**Problem details**
Repeat each line of the material below exactly as it appears, minus any pictures.
+ + +
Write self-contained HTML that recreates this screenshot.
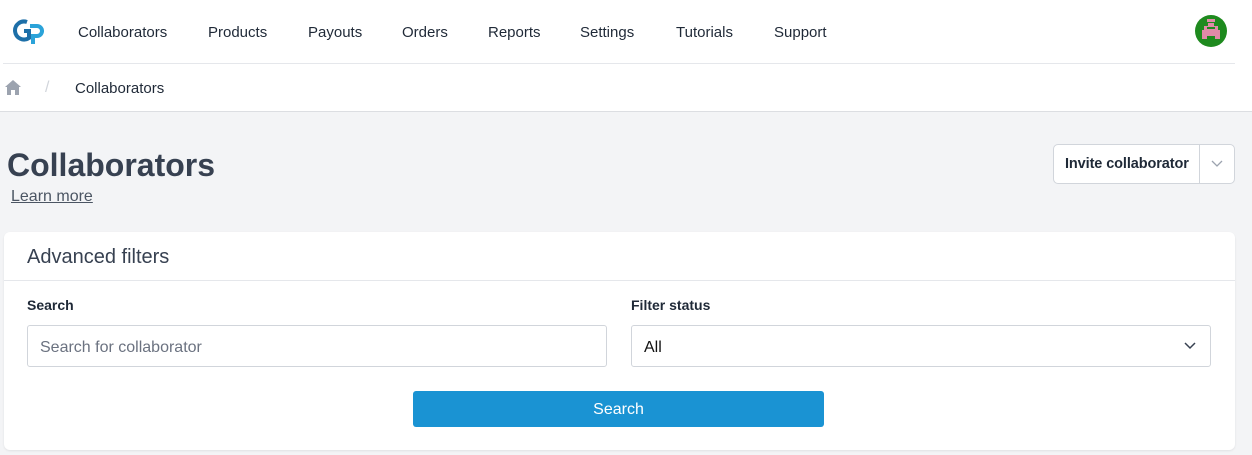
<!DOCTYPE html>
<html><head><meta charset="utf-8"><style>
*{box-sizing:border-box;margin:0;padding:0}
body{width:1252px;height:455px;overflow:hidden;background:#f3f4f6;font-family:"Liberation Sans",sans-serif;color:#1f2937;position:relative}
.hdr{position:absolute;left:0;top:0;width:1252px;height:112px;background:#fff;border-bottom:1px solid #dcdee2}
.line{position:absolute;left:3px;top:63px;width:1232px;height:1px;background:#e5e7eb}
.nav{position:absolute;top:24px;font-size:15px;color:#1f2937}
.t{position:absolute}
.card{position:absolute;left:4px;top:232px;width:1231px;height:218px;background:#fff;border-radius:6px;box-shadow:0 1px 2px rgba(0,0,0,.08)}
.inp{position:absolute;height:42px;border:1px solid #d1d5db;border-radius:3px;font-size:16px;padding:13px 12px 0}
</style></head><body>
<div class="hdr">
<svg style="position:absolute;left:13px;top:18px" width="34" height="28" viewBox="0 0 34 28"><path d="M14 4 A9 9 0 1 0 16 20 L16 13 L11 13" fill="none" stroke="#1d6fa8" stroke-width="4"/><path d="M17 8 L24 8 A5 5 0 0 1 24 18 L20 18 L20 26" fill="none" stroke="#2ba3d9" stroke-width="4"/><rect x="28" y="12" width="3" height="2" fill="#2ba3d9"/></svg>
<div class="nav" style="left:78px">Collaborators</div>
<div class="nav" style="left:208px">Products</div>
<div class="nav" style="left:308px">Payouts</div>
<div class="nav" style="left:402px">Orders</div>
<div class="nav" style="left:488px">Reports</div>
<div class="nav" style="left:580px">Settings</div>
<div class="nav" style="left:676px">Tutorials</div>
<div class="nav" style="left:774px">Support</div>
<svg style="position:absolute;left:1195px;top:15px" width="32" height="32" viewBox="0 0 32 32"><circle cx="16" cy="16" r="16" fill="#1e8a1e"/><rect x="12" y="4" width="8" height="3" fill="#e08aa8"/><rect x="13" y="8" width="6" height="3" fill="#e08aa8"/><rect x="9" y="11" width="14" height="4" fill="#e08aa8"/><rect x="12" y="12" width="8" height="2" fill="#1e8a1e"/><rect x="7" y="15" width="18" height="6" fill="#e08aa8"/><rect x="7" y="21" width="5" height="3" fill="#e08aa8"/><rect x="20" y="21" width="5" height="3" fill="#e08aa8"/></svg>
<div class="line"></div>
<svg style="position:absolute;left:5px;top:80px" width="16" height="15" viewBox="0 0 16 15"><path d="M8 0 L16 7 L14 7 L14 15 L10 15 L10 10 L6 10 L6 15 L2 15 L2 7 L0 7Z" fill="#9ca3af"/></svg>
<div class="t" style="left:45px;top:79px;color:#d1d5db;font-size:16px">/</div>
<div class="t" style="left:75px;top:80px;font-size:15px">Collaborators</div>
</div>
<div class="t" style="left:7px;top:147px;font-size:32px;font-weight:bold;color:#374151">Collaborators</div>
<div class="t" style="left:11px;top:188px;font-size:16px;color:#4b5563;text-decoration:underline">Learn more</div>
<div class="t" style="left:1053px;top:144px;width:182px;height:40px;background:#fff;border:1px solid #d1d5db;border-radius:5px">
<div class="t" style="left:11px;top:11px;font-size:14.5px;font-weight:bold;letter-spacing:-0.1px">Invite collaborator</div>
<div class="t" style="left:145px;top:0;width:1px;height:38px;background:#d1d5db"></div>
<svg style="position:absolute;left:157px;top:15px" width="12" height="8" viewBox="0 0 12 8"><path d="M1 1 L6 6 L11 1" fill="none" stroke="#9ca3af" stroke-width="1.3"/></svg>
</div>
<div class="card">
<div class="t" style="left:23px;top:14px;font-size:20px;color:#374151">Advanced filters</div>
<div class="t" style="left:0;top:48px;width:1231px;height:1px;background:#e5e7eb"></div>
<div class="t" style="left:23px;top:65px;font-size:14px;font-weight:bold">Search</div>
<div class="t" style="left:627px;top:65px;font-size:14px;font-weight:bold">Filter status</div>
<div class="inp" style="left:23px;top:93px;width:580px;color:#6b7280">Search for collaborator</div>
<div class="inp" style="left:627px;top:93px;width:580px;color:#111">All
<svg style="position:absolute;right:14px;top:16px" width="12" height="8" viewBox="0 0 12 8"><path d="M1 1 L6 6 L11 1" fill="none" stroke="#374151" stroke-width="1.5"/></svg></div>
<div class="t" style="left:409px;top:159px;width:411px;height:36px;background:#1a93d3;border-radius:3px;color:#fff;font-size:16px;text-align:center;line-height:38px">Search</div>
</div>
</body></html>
+ + +
**Solution for this exercise**
Write self-contained HTML that recreates this screenshot.
<!DOCTYPE html>
<html><head><meta charset="utf-8"><style>
*{box-sizing:border-box;margin:0;padding:0}
body{width:1252px;height:455px;overflow:hidden;background:#f3f4f6;font-family:"Liberation Sans",sans-serif;color:#1f2937;position:relative}
.hdr{position:absolute;left:0;top:0;width:1252px;height:112px;background:#fff;border-bottom:1px solid #dcdee2}
.line{position:absolute;left:3px;top:63px;width:1232px;height:1px;background:#e5e7eb}
.nav{position:absolute;top:24px;font-size:15px;color:#1f2937}
.t{position:absolute}
.card{position:absolute;left:4px;top:232px;width:1231px;height:218px;background:#fff;border-radius:6px;box-shadow:0 1px 2px rgba(0,0,0,.08)}
.inp{position:absolute;height:42px;border:1px solid #d1d5db;border-radius:3px;font-size:16px;padding:13px 12px 0}
</style></head><body>
<div class="hdr">
<svg style="position:absolute;left:13px;top:18px" width="34" height="28" viewBox="0 0 34 28"><path d="M14 4 A9 9 0 1 0 16 20 L16 13 L11 13" fill="none" stroke="#1d6fa8" stroke-width="4"/><path d="M17 8 L24 8 A5 5 0 0 1 24 18 L20 18 L20 26" fill="none" stroke="#2ba3d9" stroke-width="4"/><rect x="28" y="12" width="3" height="2" fill="#2ba3d9"/></svg>
<div class="nav" style="left:78px">Collaborators</div>
<div class="nav" style="left:208px">Products</div>
<div class="nav" style="left:308px">Payouts</div>
<div class="nav" style="left:402px">Orders</div>
<div class="nav" style="left:488px">Reports</div>
<div class="nav" style="left:580px">Settings</div>
<div class="nav" style="left:676px">Tutorials</div>
<div class="nav" style="left:774px">Support</div>
<svg style="position:absolute;left:1195px;top:15px" width="32" height="32" viewBox="0 0 32 32"><circle cx="16" cy="16" r="16" fill="#1e8a1e"/><rect x="12" y="4" width="8" height="3" fill="#e08aa8"/><rect x="13" y="8" width="6" height="3" fill="#e08aa8"/><rect x="9" y="11" width="14" height="4" fill="#e08aa8"/><rect x="12" y="12" width="8" height="2" fill="#1e8a1e"/><rect x="7" y="15" width="18" height="6" fill="#e08aa8"/><rect x="7" y="21" width="5" height="3" fill="#e08aa8"/><rect x="20" y="21" width="5" height="3" fill="#e08aa8"/></svg>
<div class="line"></div>
<svg style="position:absolute;left:5px;top:80px" width="16" height="15" viewBox="0 0 16 15"><path d="M8 0 L16 7 L14 7 L14 15 L10 15 L10 10 L6 10 L6 15 L2 15 L2 7 L0 7Z" fill="#9ca3af"/></svg>
<div class="t" style="left:45px;top:79px;color:#d1d5db;font-size:16px">/</div>
<div class="t" style="left:75px;top:80px;font-size:15px">Collaborators</div>
</div>
<div class="t" style="left:7px;top:147px;font-size:32px;font-weight:bold;color:#374151">Collaborators</div>
<div class="t" style="left:11px;top:188px;font-size:16px;color:#4b5563;text-decoration:underline">Learn more</div>
<div class="t" style="left:1053px;top:144px;width:182px;height:40px;background:#fff;border:1px solid #d1d5db;border-radius:5px">
<div class="t" style="left:11px;top:11px;font-size:14.5px;font-weight:bold;letter-spacing:-0.1px">Invite collaborator</div>
<div class="t" style="left:145px;top:0;width:1px;height:38px;background:#d1d5db"></div>
<svg style="position:absolute;left:157px;top:15px" width="12" height="8" viewBox="0 0 12 8"><path d="M1 1 L6 6 L11 1" fill="none" stroke="#9ca3af" stroke-width="1.3"/></svg>
</div>
<div class="card">
<div class="t" style="left:23px;top:14px;font-size:20px;color:#374151">Advanced filters</div>
<div class="t" style="left:0;top:48px;width:1231px;height:1px;background:#e5e7eb"></div>
<div class="t" style="left:23px;top:65px;font-size:14px;font-weight:bold">Search</div>
<div class="t" style="left:627px;top:65px;font-size:14px;font-weight:bold">Filter status</div>
<div class="inp" style="left:23px;top:93px;width:580px;color:#6b7280">Search for collaborator</div>
<div class="inp" style="left:627px;top:93px;width:580px;color:#111">All
<svg style="position:absolute;right:14px;top:16px" width="12" height="8" viewBox="0 0 12 8"><path d="M1 1 L6 6 L11 1" fill="none" stroke="#374151" stroke-width="1.5"/></svg></div>
<div class="t" style="left:409px;top:159px;width:411px;height:36px;background:#1a93d3;border-radius:3px;color:#fff;font-size:16px;text-align:center;line-height:38px">Search</div>
</div>
</body></html>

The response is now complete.